Yes, you read that right! The day finally came; my boyfriend got down on a knee and asked me if I’d spend the rest of my life with him. It was a special moment I’ll hold and cherish forever. It was weird, but in a wonderful way, and it was overwhelming, but in a peaceful way; it was a whirlwind. I stood there, watching him talk but not able to listen, just embracing the fact that this very moment is proabably the greatest thing that’s ever happened to me.

I’ll avoid filling this post with a bunch of moosh…for now. Stop holding your breath for all the romance details, it’s not happening.

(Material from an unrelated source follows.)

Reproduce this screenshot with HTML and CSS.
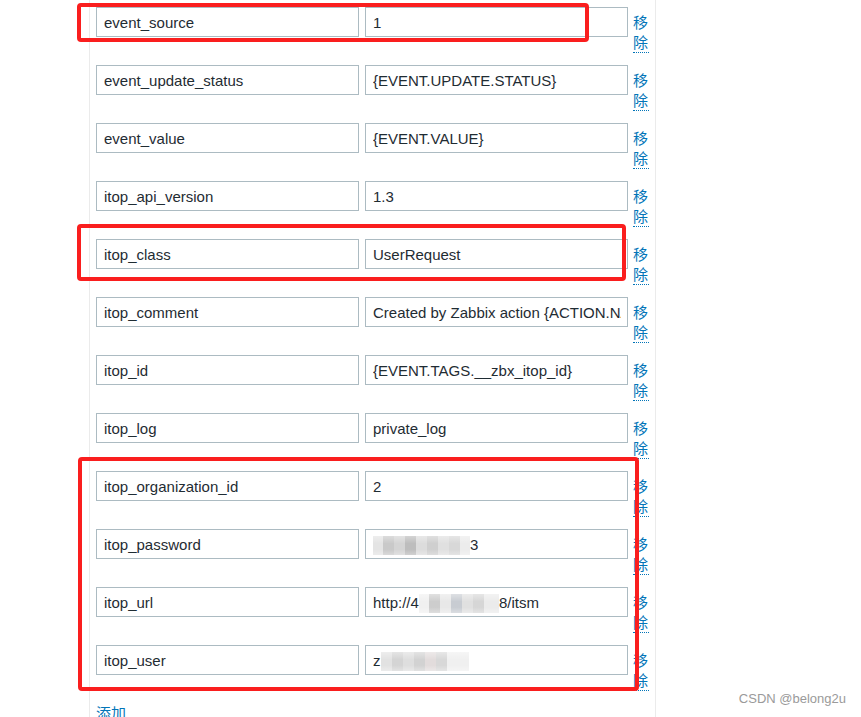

I knew it was coming, you knew it was coming, we all knew. I’ve posted and shared a lot of our story here on the blog. AND I KNOW, I KNOW, you’ve all begged and pleaded for a wedding series, even years before the possibility of an engagement. We’ll see if I make it a series, or if I just document… The void left by Mom’s passing seems to be growing larger, especially as I plan wedding details that I had expected to do with her help. It’s all much more challenging than I had anticipated.

But, we’re here, and this is how my life has turned out.

I had always imagined myself having doubts or struggling with agreeing to such a significant commitment, but I experienced none of those feelings. It truly was the easiest, happiest, and most important moment of my life.

I’ll be trying to post more frequently. Thx for reading.